Klavierbaufirma in Filderstadt Eine Klavierbauerin erzählt – „Da geht eine Kultur verloren“

Sabine Briem ist die Chefin von Briem Klaviere und führt zusammen mit ihrem Onkel jenen Betrieb in Bernhausen, der 1919 von Gottlob Briem gegründet wurde, Sabine Briems Urgroßonkel. Foto: Caroline Holowiecki

Die Firma Briem Klaviere gibt es in Bernhausen seit über 100 Jahren. Tausende Instrumente wurden in Handarbeit gefertigt. Die Zukunft des einst florierenden Handwerks ist wenig rosig.

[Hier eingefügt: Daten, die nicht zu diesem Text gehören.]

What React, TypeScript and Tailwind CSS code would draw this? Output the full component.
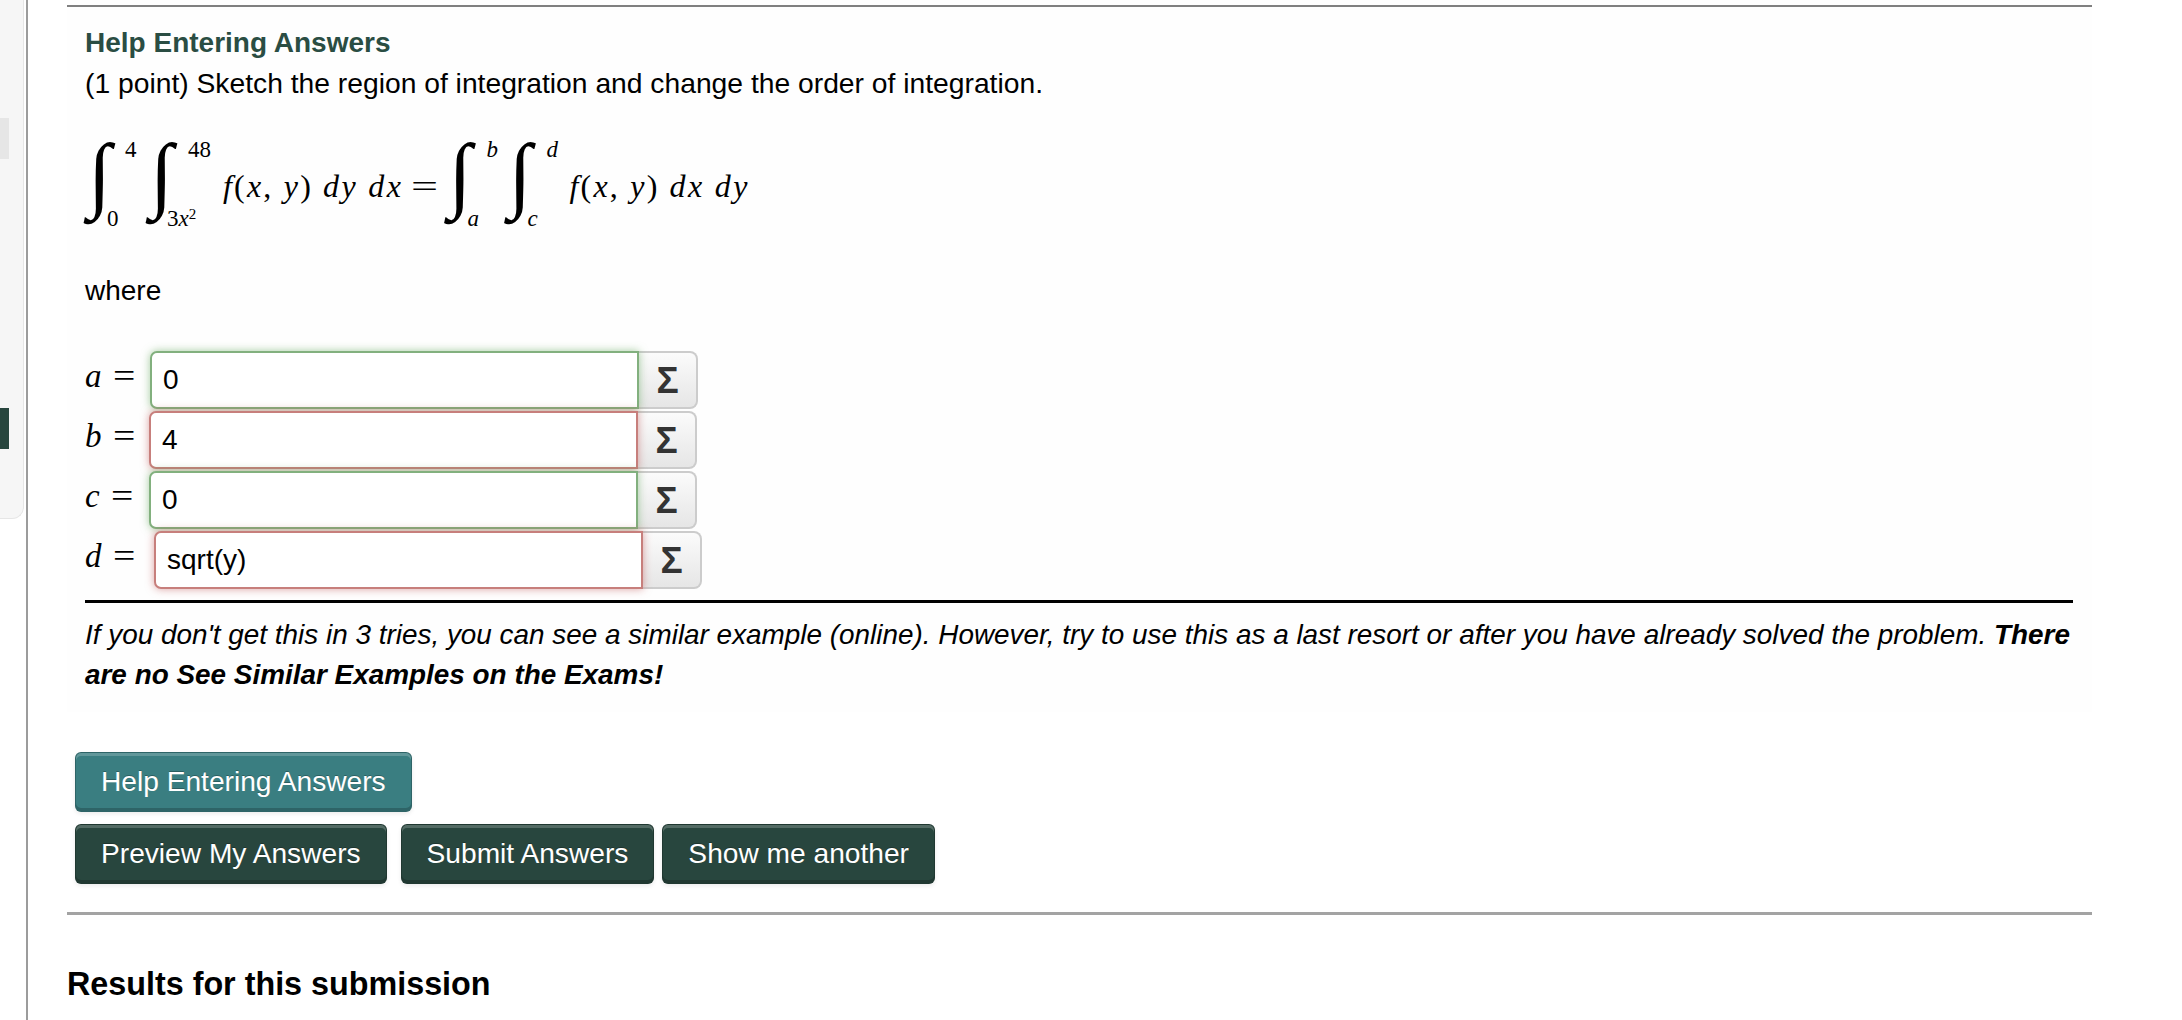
const sans = "font-['Liberation_Sans',Arial,sans-serif]";

const rows = [
  { name: 'a', value: '0', labelWidth: 'w-[65px]', wrap: 'h-[58px] mb-[2px]', box: 'border-[#82b07e] shadow-[0_0_9px_rgba(90,160,80,0.55)]' },
  { name: 'b', value: '4', labelWidth: 'w-[64px]', wrap: 'h-[58px] mb-[2px]', box: 'border-[#c77f7c] shadow-[0_0_9px_rgba(190,80,80,0.55)]' },
  { name: 'c', value: '0', labelWidth: 'w-[64px]', wrap: 'h-[58px] mb-[2px]', box: 'border-[#82b07e] shadow-[0_0_9px_rgba(90,160,80,0.55)]' },
  { name: 'd', value: 'sqrt(y)', labelWidth: 'w-[69px]', wrap: 'h-[58px]', box: 'border-[#c77f7c] shadow-[0_0_9px_rgba(190,80,80,0.55)]' },
];

function Integral({ sup, sub, supLeft, subLeft, className }: { sup: React.ReactNode; sub: React.ReactNode; supLeft: string; subLeft: string; className: string }) {
  return (
    <div className={`relative h-[86px] w-[36px] shrink-0 ${className}`}>
      <span className="absolute left-[1px] top-[-23px] text-[84px] leading-[108px] italic font-['Liberation_Serif',serif]">∫</span>
      <span className={`absolute top-[-6px] text-[23px] leading-[26px] ${supLeft}`}>{sup}</span>
      <span className={`absolute top-[63px] text-[23px] leading-[26px] ${subLeft}`}>{sub}</span>
    </div>
  );
}

function Equals({ className }: { className: string }) {
  return <span className={`inline-block origin-left ${className}`}>=</span>;
}

function AnswerRow({ row }: { row: (typeof rows)[number] }) {
  return (
    <div className={`flex items-stretch ${row.wrap}`}>
      <div className={`${row.labelWidth} flex items-center pb-[6px] font-['Liberation_Serif',serif] text-[33px]`}>
        <i>{row.name}</i>
        <Equals className="ml-[11px] scale-x-[1.2]" />
      </div>
      <div className={`relative z-10 flex w-[489px] items-center rounded-l-[7px] border-2 bg-white pl-[11px] text-[28px] ${row.box}`}>
        {row.value}
      </div>
      <div className="flex w-[59px] items-center justify-center rounded-r-[8px] border-2 border-l-0 border-[#cccccc] bg-gradient-to-b from-[#fbfbfb] to-[#e6e6e6] text-[37px] font-bold leading-none text-[#333333]">
        Σ
      </div>
    </div>
  );
}

const btn =
  'h-[60px] rounded-[6px] border border-black/20 px-[25px] text-[28.15px] text-white shadow-[inset_0_3px_0_rgba(255,255,255,0.2),inset_0_-3px_0_rgba(0,0,0,0.2),0_2px_4px_rgba(0,0,0,0.08)] [text-shadow:0_-1px_0_rgba(0,0,0,0.25)]';

export default function App() {
  return (
    <div className={`flex h-[1020px] w-[2182px] overflow-hidden bg-white text-black ${sans}`}>
      <div className="h-full w-[28px] shrink-0 border-r-2 border-[#9c9c9c]">
        <div className="h-[519px] w-[24px] rounded-br-[12px] border-r border-b border-[#e6e6e6] bg-[#f6f6f6] pt-[118px]">
          <div className="h-[41px] w-[9px] bg-[#e6e6e6]" />
          <div className="mt-[249px] h-[41px] w-[9px] bg-[#28463e]" />
        </div>
      </div>

      <div className="ml-[39px] w-[2025px] shrink-0 pt-[5px]">
        <div className="h-[707px] border-t-2 border-[#808080] bg-[#fefefe] pr-[19px] pl-[18px] pt-[16px]">
          <h2 className="text-[28px] font-bold leading-[40px] text-[#2a4d43]">Help Entering Answers</h2>
          <p className="text-[28.25px] leading-[40px]">(1 point) Sketch the region of integration and change the order of integration.</p>

          <div className="mt-[40px] flex h-[86px] items-center pl-[2px] font-['Liberation_Serif',serif] text-[32px]">
            <Integral sup="4" sub="0" supLeft="left-[38px]" subLeft="left-[20px]" className="mr-[26px]" />
            <Integral sup="48" sub={<>3<i>x</i><sup className="text-[15px]">2</sup></>} supLeft="left-[39px]" subLeft="left-[18px]" className="mr-[38px]" />
            <span className="whitespace-pre tracking-[2.2px]"><i>f</i>(<i>x</i>, <i>y</i>)</span>
            <span className="ml-[10px] tracking-[2.5px]"><i>dy</i></span>
            <span className="ml-[10px] tracking-[2.5px]"><i>dx</i></span>
            <Equals className="ml-[8px] scale-x-[1.5]" />
            <Integral sup={<i>b</i>} sub={<i>a</i>} supLeft="left-[39px]" subLeft="left-[20px]" className="ml-[18px] mr-[24px]" />
            <Integral sup={<i>d</i>} sub={<i>c</i>} supLeft="left-[39px]" subLeft="left-[20px]" className="mr-[26px]" />
            <span className="whitespace-pre tracking-[2.2px]"><i>f</i>(<i>x</i>, <i>y</i>)</span>
            <span className="ml-[10px] tracking-[2.5px]"><i>dx</i></span>
            <span className="ml-[10px] tracking-[2.5px]"><i>dy</i></span>
          </div>

          <p className="mt-[42px] text-[28px] leading-[40px]">where</p>

          <div className="mt-[40px]">
            {rows.map((row) => (
              <AnswerRow key={row.name} row={row} />
            ))}
          </div>

          <div className="mt-[11px] border-t-[3px] border-black pt-[12px] text-[27.9px] italic leading-[40px]">
            If you don't get this in 3 tries, you can see a similar example (online). However, try to use this as a last resort or after you have already solved the problem.{' '}
            <b>There are no See Similar Examples on the Exams!</b>
          </div>
        </div>

        <div className="mt-[40px] flex flex-col items-start gap-[12px] pl-[8px]">
          <button className={`${btn} bg-[#3a7e81]`}>Help Entering Answers</button>
          <div className="flex">
            <button className={`${btn} bg-[#28463e]`}>Preview My Answers</button>
            <button className={`${btn} ml-[14px] bg-[#28463e]`}>Submit Answers</button>
            <button className={`${btn} ml-[8px] bg-[#28463e]`}>Show me another</button>
          </div>
        </div>

        <hr className="mt-[28px] border-t-[3px] border-[#a3a3a3]" />

        <h3 className="mt-[47px] text-[32.3px] font-bold leading-[44px]">Results for this submission</h3>
      </div>
    </div>
  );
}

Die Morgensonne fällt durch die großen Fenster und malt helle Muster auf den alten Holzboden und auf die massiven Balken, die das Dach der Werkstatt stützen. In mehreren aneinandergereihten Räumen stehen große alte Maschinen und Sägen, auf historisch anmutenden Werkbänken ruhen diverse Gerätschaften neben Dosen, Gläsern und Pinseln. Eine ganze Latte von großen und kleinen Zwingen hängt in Reih und Glied an der Wand. Spinnweben sind rund um die steile Treppe garniert, die hinauf zum Holzlager führt. Alles wirkt nostalgisch und versprüht den Charme einer längst vergangenen Zeit. Das moderne Smartphone, das sich Sabine Briem an einer Kette umgehängt hat, wirkt da fast schon wie ein Fremdkörper aus der Zukunft. „Das wird langsam ein Museum hier“, sagt sie und schaut sich zwischen mit schweren Stoffen abgedeckten Klavieren und Flügeln um.

 

Resonanzböden kamen aus Bayern

Die 60-Jährige ist die Chefin von Briem Klaviere und führt mit ihrem Onkel jenen Betrieb in Bernhausen, der 1919 von Gottlob Briem gegründet wurde, Sabine Briems Urgroßonkel. Dessen Porträt hängt bis heute im Vorraum der Werkstatt. Die Zeichnung des Mannes mit Glatze und Schnauzer ist unmittelbar gegenüber von einem großen Klavier in Eichenoptik zu finden, auf dem in goldener Schrift der Name Briem steht.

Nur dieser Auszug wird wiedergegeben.